Exercise description:
From the listing below, extract each line containing the string "with".

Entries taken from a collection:
=-=-=-=-=

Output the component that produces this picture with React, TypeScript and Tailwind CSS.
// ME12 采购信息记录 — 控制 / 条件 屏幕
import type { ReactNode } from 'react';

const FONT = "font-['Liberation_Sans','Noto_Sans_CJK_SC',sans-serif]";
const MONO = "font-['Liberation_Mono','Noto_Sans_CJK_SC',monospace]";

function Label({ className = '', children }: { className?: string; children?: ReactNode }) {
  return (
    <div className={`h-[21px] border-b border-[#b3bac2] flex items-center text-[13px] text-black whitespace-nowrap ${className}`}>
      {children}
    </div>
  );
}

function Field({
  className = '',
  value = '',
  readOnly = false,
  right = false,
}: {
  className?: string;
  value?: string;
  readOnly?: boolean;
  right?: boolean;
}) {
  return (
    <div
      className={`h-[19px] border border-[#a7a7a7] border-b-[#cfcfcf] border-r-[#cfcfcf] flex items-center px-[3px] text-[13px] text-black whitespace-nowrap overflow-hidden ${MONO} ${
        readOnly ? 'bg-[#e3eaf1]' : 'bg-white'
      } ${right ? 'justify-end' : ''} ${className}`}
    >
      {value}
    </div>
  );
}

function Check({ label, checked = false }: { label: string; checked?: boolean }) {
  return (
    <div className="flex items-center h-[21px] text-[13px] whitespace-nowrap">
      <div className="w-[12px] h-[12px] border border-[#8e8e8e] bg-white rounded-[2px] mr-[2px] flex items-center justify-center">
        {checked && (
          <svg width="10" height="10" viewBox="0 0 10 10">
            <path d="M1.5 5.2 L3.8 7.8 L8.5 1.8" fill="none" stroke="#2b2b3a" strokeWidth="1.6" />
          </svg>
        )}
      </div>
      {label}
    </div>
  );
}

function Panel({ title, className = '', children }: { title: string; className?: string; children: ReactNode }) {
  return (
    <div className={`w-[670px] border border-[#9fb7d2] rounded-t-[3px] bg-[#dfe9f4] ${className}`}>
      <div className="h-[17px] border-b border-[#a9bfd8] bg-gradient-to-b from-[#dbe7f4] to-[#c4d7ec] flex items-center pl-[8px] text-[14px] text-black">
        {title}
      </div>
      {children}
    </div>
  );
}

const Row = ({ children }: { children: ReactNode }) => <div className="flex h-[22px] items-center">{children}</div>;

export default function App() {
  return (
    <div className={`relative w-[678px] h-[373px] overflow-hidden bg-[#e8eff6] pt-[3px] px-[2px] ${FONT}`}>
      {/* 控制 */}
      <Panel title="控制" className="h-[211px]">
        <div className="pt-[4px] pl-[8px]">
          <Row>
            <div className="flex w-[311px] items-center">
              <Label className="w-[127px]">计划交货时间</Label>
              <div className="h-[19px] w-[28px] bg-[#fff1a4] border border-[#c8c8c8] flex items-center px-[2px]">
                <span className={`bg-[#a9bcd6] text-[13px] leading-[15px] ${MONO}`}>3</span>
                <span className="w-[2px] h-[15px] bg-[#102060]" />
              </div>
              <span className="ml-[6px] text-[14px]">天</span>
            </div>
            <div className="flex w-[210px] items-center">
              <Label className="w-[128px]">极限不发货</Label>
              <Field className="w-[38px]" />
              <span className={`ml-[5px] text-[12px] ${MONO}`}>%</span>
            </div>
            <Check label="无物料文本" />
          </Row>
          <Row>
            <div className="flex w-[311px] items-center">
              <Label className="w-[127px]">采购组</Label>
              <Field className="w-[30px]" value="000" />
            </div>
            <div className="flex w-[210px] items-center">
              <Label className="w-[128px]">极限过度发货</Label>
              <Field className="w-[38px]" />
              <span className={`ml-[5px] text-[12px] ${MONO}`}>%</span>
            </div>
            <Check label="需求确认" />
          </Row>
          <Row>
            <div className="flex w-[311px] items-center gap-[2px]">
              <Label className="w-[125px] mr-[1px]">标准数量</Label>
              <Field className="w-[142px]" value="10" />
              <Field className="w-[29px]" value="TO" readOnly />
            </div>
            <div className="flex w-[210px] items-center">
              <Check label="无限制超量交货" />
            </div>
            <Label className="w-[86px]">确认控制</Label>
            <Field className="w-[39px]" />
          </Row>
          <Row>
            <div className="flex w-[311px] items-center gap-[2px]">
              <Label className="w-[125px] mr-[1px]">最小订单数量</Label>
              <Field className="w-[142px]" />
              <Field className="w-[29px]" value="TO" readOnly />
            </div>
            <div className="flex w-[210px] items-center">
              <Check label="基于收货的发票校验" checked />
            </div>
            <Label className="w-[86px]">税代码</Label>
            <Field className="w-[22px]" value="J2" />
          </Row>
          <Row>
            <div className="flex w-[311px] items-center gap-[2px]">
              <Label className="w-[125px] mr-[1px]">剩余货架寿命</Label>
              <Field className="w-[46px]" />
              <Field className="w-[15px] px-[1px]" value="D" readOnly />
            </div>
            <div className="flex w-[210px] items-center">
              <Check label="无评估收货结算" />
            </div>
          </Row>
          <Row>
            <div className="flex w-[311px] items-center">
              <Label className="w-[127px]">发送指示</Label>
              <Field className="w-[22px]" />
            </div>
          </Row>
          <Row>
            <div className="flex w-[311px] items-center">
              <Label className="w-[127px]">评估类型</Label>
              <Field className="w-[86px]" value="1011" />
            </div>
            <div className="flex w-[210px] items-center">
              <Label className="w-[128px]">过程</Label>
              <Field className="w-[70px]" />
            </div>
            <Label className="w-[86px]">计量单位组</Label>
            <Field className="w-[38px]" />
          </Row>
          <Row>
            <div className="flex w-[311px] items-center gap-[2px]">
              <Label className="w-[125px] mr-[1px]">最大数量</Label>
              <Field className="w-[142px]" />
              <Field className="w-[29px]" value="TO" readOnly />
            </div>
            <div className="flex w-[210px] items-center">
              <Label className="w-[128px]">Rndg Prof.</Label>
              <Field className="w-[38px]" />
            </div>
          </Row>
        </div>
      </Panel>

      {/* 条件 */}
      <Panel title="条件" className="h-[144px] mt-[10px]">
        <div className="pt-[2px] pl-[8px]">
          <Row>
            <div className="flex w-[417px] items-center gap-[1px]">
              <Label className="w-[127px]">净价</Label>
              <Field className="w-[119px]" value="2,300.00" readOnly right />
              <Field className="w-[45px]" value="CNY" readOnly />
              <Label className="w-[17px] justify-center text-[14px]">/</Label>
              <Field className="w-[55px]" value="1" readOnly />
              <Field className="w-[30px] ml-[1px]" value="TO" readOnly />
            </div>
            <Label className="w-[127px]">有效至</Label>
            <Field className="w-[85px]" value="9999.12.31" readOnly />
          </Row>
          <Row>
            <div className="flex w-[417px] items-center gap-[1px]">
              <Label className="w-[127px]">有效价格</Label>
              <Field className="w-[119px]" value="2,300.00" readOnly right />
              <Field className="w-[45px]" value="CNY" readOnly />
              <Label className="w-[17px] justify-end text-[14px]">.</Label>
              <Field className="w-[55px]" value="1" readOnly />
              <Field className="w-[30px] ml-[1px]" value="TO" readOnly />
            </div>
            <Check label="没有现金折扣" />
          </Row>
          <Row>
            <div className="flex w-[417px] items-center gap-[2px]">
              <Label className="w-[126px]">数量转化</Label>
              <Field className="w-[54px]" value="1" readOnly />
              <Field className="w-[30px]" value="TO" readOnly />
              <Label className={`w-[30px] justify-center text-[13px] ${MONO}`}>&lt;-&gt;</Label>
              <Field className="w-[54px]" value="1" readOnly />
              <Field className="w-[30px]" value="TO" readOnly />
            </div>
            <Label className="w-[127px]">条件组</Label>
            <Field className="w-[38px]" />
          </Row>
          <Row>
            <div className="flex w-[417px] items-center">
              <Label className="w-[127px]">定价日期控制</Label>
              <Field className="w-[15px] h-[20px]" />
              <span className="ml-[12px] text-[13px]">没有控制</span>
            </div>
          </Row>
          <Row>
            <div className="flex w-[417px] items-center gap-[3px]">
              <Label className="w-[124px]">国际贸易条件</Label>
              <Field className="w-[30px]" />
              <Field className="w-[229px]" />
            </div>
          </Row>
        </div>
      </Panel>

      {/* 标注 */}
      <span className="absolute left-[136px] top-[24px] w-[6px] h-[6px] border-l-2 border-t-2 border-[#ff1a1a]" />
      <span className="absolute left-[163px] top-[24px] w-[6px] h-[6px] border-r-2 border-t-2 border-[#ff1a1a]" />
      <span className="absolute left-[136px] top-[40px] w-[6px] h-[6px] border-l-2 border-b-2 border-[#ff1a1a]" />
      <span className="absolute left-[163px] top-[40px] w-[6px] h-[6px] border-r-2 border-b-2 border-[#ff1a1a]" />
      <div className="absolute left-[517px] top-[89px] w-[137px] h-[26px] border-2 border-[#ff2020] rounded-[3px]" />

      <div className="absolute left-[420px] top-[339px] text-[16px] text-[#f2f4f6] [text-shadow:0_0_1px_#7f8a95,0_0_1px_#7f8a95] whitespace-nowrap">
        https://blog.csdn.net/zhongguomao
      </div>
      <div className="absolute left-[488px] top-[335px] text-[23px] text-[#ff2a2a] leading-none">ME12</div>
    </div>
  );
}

=-=-=-=-=

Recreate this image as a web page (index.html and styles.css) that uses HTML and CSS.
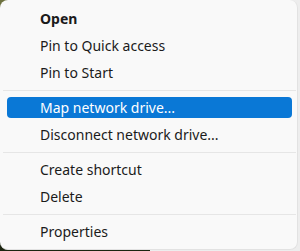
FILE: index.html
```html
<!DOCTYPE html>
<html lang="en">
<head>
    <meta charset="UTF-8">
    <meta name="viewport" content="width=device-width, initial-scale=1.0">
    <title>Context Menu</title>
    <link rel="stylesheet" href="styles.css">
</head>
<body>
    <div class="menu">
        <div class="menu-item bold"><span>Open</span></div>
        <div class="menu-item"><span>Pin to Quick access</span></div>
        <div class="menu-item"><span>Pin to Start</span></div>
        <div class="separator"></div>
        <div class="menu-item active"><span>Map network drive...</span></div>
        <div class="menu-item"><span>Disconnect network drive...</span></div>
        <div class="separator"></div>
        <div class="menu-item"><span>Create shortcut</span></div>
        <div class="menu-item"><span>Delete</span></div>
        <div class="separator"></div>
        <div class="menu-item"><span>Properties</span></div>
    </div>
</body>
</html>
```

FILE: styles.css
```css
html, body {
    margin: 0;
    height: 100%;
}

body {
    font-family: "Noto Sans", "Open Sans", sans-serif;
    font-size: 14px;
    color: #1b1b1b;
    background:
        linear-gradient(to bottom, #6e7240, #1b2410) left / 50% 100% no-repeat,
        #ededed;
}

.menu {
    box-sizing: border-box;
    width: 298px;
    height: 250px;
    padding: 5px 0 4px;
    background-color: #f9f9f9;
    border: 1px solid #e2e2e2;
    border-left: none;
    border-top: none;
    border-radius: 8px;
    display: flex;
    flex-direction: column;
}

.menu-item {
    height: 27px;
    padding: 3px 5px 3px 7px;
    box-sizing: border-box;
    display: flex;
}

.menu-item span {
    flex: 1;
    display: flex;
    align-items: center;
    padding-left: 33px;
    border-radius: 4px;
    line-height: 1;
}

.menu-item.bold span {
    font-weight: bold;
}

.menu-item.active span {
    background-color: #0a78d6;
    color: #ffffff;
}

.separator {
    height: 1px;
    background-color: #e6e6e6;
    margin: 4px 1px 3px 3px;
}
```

=-=-=-=-=

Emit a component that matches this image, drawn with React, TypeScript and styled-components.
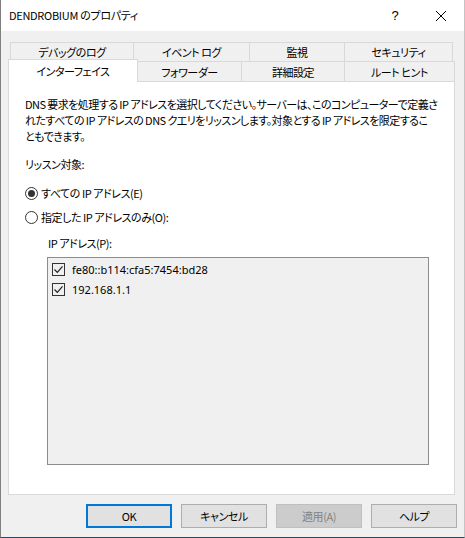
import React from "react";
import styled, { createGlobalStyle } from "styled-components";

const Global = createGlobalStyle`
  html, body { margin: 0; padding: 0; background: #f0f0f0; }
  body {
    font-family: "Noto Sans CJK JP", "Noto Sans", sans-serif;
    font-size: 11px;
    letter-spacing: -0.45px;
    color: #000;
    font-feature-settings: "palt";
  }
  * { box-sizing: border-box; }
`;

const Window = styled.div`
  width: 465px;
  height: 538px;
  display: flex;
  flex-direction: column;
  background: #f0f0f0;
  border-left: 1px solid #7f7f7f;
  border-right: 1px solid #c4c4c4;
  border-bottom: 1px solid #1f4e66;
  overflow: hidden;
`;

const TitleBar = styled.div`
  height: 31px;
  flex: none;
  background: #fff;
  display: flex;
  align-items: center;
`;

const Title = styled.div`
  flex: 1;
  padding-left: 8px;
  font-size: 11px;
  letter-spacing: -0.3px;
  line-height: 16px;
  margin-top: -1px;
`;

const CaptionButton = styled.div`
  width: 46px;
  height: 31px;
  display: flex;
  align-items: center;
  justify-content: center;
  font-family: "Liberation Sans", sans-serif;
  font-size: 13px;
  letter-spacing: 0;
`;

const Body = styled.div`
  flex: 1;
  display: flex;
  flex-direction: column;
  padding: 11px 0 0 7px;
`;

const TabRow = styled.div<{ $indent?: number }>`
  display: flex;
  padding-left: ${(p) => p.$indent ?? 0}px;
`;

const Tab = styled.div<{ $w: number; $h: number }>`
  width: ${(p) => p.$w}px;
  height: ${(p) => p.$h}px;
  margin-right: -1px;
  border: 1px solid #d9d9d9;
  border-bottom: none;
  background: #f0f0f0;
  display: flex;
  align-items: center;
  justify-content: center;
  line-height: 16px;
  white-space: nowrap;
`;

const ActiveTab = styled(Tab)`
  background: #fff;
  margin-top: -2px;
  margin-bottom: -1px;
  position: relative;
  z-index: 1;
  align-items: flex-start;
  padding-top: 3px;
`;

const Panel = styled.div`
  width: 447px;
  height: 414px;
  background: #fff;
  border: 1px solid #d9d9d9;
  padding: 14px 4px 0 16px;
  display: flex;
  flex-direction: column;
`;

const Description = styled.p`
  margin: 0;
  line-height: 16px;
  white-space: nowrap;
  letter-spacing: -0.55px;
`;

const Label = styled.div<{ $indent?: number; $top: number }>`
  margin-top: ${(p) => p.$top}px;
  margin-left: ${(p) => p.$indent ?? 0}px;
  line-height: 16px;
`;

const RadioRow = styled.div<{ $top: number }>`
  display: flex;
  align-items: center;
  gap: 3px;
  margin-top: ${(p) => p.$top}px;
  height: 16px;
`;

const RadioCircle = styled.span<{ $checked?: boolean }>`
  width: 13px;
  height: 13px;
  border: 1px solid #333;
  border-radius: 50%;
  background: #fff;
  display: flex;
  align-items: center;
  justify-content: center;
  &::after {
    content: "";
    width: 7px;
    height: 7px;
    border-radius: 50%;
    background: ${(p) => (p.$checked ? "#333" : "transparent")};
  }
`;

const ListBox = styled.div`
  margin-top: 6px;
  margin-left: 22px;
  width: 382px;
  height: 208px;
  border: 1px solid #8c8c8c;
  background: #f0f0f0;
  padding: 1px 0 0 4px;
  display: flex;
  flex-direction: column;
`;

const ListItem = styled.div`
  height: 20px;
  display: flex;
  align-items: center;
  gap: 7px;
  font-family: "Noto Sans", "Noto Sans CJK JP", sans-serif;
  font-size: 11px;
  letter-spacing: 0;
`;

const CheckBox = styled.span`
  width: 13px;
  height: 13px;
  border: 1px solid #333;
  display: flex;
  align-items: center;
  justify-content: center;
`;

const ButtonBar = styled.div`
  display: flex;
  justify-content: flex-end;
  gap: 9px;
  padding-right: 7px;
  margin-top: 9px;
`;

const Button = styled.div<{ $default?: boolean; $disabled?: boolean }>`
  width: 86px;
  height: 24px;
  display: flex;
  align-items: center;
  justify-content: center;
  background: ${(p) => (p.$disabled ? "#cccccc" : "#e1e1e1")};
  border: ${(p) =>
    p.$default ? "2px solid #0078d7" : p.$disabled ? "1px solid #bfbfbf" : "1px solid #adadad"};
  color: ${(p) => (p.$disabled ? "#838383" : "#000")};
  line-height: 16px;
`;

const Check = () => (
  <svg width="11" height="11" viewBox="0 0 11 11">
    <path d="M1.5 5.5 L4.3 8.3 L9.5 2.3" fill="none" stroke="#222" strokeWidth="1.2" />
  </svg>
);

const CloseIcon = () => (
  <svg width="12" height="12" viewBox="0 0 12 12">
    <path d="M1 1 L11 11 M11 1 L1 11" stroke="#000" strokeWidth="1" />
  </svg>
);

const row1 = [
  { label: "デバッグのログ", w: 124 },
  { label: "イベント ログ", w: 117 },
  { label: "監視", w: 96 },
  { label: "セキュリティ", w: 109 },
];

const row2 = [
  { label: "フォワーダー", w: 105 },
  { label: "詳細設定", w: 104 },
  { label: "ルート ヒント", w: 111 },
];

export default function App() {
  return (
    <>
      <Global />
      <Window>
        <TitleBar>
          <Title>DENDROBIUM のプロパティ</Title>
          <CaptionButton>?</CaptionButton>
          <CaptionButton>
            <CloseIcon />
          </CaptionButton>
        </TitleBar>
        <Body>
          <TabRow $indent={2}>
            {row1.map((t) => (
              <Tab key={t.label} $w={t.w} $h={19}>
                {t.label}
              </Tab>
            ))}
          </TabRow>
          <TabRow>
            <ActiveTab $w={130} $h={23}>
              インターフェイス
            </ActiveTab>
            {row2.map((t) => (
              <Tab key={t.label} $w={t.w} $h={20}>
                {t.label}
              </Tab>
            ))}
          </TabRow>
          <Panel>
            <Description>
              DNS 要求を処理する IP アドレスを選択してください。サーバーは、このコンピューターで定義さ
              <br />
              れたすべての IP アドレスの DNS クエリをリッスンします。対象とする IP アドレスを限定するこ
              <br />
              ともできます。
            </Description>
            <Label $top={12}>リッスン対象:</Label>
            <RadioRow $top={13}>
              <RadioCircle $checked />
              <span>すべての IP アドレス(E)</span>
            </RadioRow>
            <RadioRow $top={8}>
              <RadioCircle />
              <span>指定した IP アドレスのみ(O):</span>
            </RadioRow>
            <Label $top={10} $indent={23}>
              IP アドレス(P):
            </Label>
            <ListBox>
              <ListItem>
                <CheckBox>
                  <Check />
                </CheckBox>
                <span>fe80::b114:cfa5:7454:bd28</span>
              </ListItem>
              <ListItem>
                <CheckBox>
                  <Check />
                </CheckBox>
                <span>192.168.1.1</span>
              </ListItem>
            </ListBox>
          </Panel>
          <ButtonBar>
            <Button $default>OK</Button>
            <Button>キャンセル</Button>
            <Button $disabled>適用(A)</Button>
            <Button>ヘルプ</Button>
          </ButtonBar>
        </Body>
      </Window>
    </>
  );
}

=-=-=-=-=

Response to this task:
Output the component that produces this picture with React, TypeScript and Tailwind CSS.
Emit a component that matches this image, drawn with React, TypeScript and styled-components.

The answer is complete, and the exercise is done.